First-order theory tells us the location, magnification, and orientation of an image. In this chapter, we introduce analysis tools to assess image quality within the framework of geometrical raytrace aberration theory. Geometrical aberration theory is used for designing and tolerancing opto-mechanical systems. Geometric waves are normal to rays and are a geometric construct to aid in visualizing the effects of aberrations. These are not diffraction waves, nor are they optical wavefronts but rather are surfaces normal to rays drawn from a point. The common center of the emerging wave is a point on the object.

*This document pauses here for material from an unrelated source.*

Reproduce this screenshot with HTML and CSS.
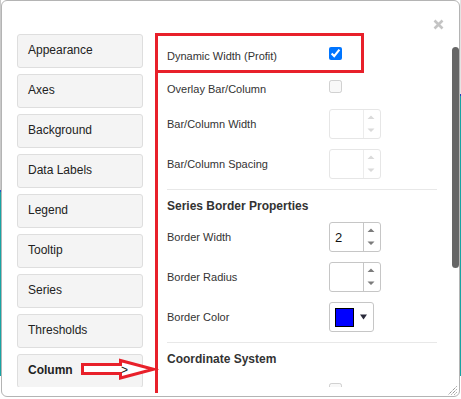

Think of object space as comprising an ensemble of point sources, each having a different intensity that reveals the structure in the object. We then draw an expanding geometrical wave from each point. The system aperture truncates the expanding spherical geometric wave. Optical elements within the system change the geometrical wavefront from expanding to converging toward the image plane. If the system has no aberrations, this geometric wave converges to form a point image of the point in space. Note that geometric waves are not subject to diffraction. The effects of diffraction on image formation will be discussed in Chapter 9.
Ideally, an observer at any point on the image plane when looking back into the system will see the geometrical spherical wavefront converging to the point. This wavefront is called the reference wavefront. The wave aberration theory presented here examines perturbations on this geometric reference spherical wavefront. Geometric aberrations in white-light image-formation systems are divided into two types: (1) chromatic aberration and (2) monochromatic aberration. Chromatic aberrations arise because the optical power of the transmission elements is wavelength dependent. Monochromatic aberrations arise because the family of rays from the same point in the image encounters different physical paths in passing through the optical system to the image plane.